Preaching NT Narrative (What is it?)

By biblical “narrative” we mean texts that recount events, whether real or imagined. According to this definition, narrative is the most common genre of material in the Bible . . .[1]

God has given us the ultimate and most powerful story, the Bible. Leland Ryken has observed that “Despite the multiplicity of genres found in the Bible, it is above all a book of stories.”[2] From beginning to end, the Bible contains stories of individuals (e.g., Noah, Abraham, Jonah, Peter) and groups (e.g., Israel, Jewish Pentecost, the Jerusalem Council).
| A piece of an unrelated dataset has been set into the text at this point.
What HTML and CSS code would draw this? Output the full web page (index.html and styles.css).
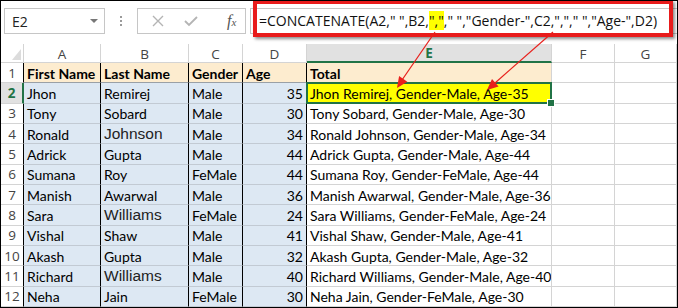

It would be correct to say the Bible tells a story which is God’s redemption of man;[3] therefore, the obvious fact is that “The Lord apparently values story, and we should too.”[4] If we are to be a people of the Book, we must understand the nature of how the Book is fashioned. Furthermore, when we preach the Bible, we must wrestle with the fact that narrative is the dominant genre of Scripture. Starting tomorrow, our goal in the next few posts is to understand the nature of NT narrative, its importance, structure, and features. Understanding the lay of the land will prepare us to effectively exposit NT narrative with clarity, conviction, and power.

[1] Daniel I. Block, “Tell Me the Old, Old Story: Preaching the Message of Old Testament Narrative,” in Giving the Sense: Understanding and Using Old Testament Historical Texts, eds. David M. Howard Jr., and Michael A. Grisanti (Grand Rapids: Kregel Publications, 2003), 409.

[2] Leland Ryken, Words of Delight: A Literary Introduction to the Bible, 2nd ed. (Grand Rapids: Baker Academic, 1992), 35.

[3] By “story” I am not suggesting mythological tales or fictional accounts. Throughout this series, whenever the word “story” is used in regards to Scripture, it is presupposed that the accounts are factual and actually happened unless the context suggests otherwise (as in the case of some parabolic passages).

[4] Jeffrey D. Arthurs, “Preaching the Old Testament Narratives,” in Preaching the Old Testament, ed. Scott M. Gibson (Grand Rapids: Baker Books, 2006), 73.